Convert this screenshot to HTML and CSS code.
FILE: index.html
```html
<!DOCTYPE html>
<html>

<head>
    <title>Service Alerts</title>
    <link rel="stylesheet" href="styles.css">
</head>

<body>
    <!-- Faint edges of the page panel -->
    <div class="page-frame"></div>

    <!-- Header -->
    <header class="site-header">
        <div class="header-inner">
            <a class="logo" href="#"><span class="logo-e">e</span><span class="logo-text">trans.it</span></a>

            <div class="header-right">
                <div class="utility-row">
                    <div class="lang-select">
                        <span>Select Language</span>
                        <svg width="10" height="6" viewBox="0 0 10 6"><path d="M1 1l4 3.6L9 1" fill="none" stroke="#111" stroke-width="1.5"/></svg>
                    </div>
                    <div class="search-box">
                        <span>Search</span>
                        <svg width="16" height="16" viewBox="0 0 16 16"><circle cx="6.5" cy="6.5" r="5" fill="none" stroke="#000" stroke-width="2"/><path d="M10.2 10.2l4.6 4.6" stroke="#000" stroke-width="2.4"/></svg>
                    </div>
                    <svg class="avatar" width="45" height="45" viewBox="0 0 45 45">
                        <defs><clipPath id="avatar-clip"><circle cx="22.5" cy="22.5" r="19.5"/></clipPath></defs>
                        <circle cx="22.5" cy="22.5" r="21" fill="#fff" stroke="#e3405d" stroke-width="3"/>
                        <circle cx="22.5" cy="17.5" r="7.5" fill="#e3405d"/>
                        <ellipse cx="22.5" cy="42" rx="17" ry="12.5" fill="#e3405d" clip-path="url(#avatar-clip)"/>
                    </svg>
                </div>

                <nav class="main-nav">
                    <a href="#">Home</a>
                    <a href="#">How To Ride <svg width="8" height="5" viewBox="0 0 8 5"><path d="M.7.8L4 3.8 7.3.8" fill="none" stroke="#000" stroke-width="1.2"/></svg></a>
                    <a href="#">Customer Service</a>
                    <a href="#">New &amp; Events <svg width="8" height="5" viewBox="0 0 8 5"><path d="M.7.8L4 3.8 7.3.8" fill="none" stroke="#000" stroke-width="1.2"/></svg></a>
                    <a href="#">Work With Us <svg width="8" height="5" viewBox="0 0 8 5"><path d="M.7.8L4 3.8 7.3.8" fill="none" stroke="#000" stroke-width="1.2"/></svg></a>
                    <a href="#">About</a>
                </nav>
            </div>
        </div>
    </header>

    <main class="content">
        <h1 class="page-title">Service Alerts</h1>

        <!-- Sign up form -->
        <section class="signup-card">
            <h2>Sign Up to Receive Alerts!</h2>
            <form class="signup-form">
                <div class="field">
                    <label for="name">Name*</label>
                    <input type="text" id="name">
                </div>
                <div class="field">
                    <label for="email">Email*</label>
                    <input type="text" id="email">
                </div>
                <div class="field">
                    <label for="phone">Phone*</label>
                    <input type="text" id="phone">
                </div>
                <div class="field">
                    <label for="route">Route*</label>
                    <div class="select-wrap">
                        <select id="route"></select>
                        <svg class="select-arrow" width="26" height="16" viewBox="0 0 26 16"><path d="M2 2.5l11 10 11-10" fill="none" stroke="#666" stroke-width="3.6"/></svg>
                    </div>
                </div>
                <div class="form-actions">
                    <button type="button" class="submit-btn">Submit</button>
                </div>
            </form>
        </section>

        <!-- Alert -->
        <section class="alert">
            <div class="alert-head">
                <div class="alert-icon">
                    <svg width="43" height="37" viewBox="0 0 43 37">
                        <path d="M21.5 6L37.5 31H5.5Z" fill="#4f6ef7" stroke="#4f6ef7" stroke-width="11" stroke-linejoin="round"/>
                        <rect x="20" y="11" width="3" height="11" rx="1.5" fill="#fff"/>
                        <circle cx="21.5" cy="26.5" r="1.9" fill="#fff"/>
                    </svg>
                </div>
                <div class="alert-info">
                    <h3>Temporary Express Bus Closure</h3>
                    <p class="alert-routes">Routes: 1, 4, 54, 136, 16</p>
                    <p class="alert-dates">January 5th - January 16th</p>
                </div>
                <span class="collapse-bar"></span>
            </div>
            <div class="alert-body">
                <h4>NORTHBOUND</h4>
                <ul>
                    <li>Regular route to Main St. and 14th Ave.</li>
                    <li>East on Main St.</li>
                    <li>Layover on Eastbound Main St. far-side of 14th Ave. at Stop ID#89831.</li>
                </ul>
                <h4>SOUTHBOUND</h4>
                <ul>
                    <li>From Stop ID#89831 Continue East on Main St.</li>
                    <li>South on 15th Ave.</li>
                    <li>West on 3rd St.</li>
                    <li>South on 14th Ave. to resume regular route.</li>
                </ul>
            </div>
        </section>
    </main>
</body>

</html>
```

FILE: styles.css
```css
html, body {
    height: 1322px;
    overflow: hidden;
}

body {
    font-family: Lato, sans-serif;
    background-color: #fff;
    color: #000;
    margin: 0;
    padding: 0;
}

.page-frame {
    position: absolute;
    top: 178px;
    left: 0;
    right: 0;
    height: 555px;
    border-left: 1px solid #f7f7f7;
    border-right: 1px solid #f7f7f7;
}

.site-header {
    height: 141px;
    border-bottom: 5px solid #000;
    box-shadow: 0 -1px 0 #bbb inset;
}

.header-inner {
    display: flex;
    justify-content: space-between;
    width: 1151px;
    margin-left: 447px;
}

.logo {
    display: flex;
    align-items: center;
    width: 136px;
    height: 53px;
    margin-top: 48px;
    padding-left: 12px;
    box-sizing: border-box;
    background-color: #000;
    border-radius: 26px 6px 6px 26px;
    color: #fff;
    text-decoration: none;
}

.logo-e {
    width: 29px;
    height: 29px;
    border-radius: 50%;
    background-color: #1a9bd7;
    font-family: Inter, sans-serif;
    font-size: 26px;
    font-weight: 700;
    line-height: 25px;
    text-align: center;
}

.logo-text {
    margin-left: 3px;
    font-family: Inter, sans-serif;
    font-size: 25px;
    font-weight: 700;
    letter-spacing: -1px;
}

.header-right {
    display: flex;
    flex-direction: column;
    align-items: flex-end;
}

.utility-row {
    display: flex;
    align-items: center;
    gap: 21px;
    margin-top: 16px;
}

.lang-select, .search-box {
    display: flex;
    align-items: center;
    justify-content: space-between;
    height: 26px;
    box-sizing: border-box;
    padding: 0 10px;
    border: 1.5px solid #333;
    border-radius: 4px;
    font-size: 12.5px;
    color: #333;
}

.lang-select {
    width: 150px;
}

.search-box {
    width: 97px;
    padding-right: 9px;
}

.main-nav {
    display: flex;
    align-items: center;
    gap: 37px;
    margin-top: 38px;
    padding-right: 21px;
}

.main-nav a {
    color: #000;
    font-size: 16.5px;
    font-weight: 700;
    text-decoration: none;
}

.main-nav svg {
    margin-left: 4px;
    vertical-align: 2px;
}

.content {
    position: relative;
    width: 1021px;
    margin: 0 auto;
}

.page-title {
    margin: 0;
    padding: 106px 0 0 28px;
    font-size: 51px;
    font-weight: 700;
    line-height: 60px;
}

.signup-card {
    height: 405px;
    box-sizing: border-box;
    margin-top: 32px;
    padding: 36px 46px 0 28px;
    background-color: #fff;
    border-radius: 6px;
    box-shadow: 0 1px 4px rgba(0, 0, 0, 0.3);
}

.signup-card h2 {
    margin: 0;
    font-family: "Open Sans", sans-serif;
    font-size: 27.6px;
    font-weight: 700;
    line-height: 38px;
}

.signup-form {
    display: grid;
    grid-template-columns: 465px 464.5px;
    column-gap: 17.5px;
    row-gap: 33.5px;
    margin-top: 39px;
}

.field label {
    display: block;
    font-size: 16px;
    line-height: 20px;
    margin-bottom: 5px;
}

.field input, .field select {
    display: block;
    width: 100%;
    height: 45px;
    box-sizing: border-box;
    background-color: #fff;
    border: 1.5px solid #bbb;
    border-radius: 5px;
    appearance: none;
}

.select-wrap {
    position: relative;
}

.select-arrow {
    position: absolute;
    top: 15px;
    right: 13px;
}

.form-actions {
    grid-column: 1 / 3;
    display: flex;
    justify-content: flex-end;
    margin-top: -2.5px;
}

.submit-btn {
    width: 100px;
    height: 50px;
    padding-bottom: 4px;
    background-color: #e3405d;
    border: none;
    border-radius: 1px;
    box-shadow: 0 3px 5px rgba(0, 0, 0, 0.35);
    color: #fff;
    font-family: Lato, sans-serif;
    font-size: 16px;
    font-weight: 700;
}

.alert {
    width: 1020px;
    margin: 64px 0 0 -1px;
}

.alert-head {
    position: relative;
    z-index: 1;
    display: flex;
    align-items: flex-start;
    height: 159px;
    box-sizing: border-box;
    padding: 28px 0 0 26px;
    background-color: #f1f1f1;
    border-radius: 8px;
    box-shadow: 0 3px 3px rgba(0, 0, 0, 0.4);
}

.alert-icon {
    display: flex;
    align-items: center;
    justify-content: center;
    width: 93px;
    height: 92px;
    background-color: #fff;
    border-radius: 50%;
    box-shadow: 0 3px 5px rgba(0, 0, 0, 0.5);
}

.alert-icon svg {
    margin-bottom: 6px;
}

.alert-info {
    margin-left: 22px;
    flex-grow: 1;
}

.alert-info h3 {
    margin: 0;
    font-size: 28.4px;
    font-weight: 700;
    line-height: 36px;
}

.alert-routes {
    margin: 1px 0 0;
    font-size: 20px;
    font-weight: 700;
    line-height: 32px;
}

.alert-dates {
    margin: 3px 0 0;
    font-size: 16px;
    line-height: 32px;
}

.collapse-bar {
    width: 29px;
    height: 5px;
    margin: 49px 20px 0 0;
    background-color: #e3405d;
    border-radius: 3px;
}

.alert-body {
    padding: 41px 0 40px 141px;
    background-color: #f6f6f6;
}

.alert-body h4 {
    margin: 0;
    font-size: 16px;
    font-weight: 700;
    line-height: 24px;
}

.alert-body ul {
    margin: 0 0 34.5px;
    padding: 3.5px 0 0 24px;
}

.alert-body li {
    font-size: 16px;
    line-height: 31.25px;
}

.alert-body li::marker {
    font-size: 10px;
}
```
○ ○ ○ ○ ○ ○ ○
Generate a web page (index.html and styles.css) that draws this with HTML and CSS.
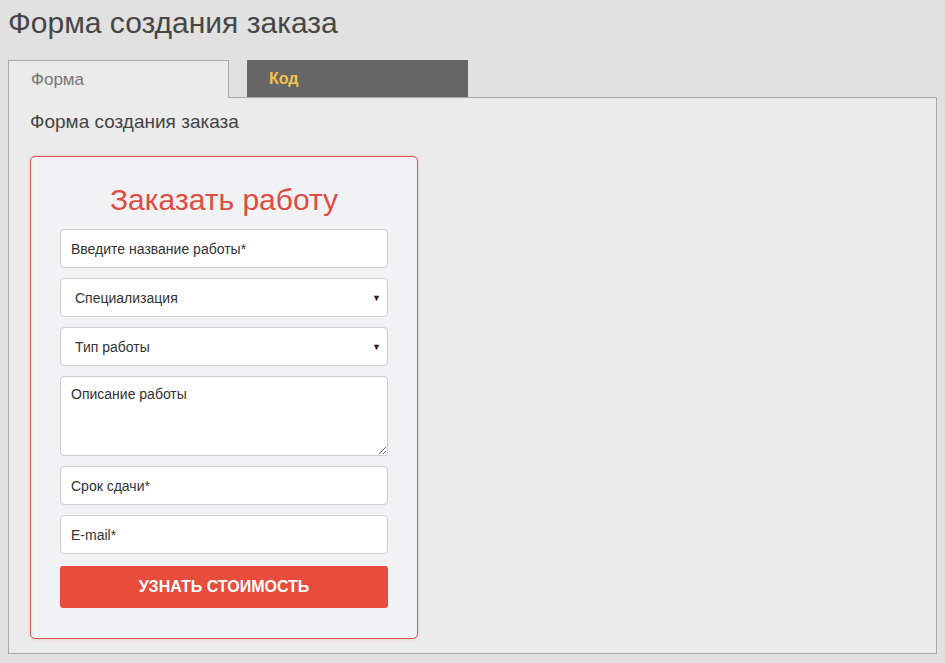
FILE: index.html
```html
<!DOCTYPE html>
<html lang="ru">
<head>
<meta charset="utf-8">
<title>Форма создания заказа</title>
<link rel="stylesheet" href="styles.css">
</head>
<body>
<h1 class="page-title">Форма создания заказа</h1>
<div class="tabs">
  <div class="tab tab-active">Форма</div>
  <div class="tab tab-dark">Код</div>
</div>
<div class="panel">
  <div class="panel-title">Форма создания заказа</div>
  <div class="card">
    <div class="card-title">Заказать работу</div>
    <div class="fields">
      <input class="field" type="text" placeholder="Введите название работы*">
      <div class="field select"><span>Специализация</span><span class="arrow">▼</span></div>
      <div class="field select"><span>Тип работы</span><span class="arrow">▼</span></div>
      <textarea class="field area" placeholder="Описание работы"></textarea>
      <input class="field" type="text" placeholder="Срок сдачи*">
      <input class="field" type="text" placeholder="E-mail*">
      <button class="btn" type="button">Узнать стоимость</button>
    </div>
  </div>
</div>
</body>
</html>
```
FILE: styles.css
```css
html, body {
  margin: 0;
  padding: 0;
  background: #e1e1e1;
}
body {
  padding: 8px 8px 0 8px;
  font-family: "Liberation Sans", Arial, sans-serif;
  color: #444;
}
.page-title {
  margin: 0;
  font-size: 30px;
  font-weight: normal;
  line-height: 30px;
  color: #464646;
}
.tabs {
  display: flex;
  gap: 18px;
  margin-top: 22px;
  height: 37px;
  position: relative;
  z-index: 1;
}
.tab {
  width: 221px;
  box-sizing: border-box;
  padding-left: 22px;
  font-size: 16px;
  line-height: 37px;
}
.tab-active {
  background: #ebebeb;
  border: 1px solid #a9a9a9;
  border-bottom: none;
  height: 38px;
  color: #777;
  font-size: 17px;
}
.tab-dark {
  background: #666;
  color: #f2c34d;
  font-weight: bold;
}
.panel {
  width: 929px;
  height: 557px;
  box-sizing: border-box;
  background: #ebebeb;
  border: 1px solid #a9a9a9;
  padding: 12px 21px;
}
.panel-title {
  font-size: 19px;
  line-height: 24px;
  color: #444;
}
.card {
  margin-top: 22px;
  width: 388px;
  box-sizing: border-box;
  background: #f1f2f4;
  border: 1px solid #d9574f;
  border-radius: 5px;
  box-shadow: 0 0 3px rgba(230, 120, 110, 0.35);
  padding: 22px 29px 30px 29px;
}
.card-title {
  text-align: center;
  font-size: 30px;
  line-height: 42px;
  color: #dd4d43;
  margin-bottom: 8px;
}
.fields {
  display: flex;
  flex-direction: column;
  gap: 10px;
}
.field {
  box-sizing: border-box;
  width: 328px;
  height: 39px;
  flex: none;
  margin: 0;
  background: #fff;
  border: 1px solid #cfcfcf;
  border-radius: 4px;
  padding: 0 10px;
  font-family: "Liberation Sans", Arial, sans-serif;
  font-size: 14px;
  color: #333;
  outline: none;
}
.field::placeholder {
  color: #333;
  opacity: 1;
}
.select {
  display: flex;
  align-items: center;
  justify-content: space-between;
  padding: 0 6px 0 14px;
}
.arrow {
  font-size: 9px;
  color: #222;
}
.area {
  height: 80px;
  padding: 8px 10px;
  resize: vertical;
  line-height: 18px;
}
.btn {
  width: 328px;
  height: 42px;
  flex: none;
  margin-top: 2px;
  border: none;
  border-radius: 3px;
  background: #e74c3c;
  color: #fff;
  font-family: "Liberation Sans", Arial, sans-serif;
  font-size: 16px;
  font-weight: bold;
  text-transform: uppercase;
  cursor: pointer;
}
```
○ ○ ○ ○ ○ ○ ○
* AIM OF THE TASK *
Which lines above contain "styles"? Show each of them.

* ANSWER FOR THIS EXERCISE *
    <link rel="stylesheet" href="styles.css">
FILE: styles.css
Generate a web page (index.html and styles.css) that draws this with HTML and CSS.
<link rel="stylesheet" href="styles.css">
FILE: styles.css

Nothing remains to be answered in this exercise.